Yesterday I was asked if I've been able to complete the Self Authoring Suite and the answer is a resounding "no". It's a difficult process because in order to get the most out of the effort, a person needs to be completely honest. This would be Rule 8, Tell the truth -- or, at least, don't lie. Despite the fact that the Self Authoring program is completely private and there is -- hopefully -- nobody going into the database to try and make sense of the things people write, I find it incredibly difficult to answer some of the questions in a manner that befits the overarching objective of the exercise, which is to make a realistic and concrete plan for the future. The ugly truth is that I do not like who I am inside, nor do I like some of the things I've done in my life.
It's difficult to write about them without feeling deeply ashamed. Sure, "we all make mistakes", and the best we can do is to learn from our errors to ensure a better present and future, but this dismissive statement only makes sense if the mistake was a genuine accident. The things we do with intent, knowing they're wrong before embarking on the action, cannot be played off so easily because they reveal to us who we are inside. When we willingly ignore our conscience and do the wrong things to appease our inner demons, we get a glimpse of who we could be if let loose.

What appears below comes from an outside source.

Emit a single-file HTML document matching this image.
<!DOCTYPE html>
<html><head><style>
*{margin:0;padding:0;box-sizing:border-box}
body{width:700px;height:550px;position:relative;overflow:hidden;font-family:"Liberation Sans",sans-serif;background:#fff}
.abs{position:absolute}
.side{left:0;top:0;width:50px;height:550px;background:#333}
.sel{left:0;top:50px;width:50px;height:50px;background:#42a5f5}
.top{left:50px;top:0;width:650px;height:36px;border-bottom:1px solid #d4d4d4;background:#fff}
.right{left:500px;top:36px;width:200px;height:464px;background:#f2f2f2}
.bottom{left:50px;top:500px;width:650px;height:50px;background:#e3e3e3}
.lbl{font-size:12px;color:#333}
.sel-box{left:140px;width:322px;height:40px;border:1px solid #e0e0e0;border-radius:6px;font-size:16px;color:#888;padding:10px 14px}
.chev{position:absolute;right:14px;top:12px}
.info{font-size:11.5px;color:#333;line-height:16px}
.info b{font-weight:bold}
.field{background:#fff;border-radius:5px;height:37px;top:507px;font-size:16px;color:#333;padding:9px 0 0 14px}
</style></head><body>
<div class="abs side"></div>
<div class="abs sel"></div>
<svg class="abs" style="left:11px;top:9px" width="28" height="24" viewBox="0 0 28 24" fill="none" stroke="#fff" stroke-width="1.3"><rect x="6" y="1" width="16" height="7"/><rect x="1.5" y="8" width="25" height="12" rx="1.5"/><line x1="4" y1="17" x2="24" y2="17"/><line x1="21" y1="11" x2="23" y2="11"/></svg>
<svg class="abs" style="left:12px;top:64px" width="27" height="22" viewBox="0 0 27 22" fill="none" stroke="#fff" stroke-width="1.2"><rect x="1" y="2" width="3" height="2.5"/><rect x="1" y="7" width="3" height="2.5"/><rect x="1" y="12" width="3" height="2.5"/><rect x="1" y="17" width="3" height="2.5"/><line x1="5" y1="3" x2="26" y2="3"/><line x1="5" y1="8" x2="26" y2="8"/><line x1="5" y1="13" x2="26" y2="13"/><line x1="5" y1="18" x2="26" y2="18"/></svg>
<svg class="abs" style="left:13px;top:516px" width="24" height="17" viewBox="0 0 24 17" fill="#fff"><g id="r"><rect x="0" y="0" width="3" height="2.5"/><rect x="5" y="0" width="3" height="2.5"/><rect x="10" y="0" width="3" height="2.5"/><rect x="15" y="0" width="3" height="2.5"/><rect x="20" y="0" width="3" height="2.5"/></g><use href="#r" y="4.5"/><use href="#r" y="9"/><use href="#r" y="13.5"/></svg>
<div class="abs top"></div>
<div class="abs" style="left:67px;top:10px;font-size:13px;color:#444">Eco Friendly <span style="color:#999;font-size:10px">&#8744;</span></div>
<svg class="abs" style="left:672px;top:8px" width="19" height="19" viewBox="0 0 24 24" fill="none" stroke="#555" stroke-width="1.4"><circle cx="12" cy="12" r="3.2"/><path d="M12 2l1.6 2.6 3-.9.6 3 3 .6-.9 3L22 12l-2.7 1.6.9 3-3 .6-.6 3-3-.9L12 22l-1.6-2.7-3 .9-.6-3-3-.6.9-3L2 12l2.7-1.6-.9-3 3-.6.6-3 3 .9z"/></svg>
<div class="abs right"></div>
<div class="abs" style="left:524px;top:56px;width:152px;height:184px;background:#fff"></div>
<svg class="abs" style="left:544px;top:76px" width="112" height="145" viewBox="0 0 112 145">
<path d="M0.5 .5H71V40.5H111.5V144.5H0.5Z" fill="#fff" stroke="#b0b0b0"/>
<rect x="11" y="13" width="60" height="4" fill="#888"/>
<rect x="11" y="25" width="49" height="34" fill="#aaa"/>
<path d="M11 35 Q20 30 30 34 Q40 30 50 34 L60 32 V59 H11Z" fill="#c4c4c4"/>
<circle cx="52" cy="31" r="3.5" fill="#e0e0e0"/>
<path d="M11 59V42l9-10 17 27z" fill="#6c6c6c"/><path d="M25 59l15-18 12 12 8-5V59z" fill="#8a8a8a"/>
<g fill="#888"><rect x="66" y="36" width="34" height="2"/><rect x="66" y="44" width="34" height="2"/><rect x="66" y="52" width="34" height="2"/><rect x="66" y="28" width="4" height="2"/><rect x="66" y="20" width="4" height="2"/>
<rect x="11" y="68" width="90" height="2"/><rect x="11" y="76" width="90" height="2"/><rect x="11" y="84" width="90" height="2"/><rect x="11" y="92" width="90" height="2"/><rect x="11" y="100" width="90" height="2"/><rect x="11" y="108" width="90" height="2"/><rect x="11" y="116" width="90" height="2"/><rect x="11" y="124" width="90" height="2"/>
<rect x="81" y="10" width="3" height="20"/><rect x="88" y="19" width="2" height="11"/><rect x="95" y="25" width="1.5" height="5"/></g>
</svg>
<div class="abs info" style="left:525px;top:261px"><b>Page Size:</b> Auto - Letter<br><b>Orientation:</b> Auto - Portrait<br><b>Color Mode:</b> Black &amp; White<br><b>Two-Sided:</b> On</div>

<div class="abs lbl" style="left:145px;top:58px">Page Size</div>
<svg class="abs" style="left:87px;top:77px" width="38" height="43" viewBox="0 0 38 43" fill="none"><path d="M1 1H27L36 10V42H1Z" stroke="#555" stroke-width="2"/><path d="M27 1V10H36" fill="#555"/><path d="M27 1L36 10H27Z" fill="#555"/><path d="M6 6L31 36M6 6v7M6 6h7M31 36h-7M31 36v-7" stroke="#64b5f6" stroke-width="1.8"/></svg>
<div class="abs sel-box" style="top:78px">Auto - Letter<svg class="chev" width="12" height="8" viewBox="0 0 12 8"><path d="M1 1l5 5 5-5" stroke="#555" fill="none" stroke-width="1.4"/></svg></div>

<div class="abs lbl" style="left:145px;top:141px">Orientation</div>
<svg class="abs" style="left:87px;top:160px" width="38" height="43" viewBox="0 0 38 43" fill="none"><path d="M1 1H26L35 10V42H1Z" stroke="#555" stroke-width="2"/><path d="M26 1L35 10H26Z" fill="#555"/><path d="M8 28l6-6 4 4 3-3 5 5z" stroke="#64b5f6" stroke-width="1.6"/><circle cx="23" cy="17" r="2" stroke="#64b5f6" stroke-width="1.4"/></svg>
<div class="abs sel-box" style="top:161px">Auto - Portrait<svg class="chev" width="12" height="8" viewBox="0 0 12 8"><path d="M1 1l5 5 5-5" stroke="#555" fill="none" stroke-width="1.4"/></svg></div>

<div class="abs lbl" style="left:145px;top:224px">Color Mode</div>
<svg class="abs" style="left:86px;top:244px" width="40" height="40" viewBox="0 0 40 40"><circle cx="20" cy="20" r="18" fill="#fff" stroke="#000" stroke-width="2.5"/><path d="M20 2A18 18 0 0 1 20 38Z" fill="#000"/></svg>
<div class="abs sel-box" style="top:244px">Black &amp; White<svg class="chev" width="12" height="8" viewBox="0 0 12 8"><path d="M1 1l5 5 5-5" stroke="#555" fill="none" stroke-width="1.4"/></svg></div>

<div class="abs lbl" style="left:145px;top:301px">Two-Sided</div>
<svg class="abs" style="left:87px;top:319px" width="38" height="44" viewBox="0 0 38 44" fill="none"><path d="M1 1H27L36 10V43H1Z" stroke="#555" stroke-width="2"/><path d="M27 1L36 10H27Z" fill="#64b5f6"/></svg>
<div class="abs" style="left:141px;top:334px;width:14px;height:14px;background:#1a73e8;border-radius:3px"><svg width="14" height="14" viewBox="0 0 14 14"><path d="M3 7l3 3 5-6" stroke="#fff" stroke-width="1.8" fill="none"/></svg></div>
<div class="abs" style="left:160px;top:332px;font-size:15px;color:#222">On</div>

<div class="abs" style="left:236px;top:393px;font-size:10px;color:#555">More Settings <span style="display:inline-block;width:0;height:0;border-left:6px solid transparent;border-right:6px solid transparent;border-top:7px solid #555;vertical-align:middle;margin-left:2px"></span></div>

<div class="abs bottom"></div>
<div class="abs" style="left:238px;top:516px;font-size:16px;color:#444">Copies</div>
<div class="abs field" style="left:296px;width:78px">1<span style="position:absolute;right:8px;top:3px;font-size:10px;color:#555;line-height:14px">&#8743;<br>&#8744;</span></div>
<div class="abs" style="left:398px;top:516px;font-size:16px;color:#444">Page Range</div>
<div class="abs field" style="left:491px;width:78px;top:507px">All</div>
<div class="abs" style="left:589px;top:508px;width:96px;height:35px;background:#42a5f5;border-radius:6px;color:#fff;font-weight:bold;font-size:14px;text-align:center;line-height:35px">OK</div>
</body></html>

When I was a young man, I thought that people were generally good inside and that bad things were done out of desperation more than malice. This changed almost instantly when I was 18 and confronted by a predator in priest's clothing. At this point I discovered that inside me was not only the ability to consider and plan a murder, but the ability to justify it, too. Better decisions were made. Rational actions followed. Evil was avoided, but not defeated. It persists.
In the years that followed I did all sorts of stupid things, from petty crime to driving drunk to hacking systems. Activities I knew to be wrong before embarking on the endeavour. Though I have not done any of these things in over 15 years, the fact that I could willingly do them at all is nothing short of disappointing. Can I avoid the temptation to do these things in the future no matter the short-term reward? How can I be sure?
Inside of us is the potential for incredible good as well as unimaginable evil. For the better part of the last four years, I have made a concerted effort to be better a better person tomorrow than I was yesterday. Sometimes I fail, but every morning offers another opportunity for incremental improvement. Looking forward, I see potential. Looking back, I see shame.
It's just easier to avoid thinking about it at all.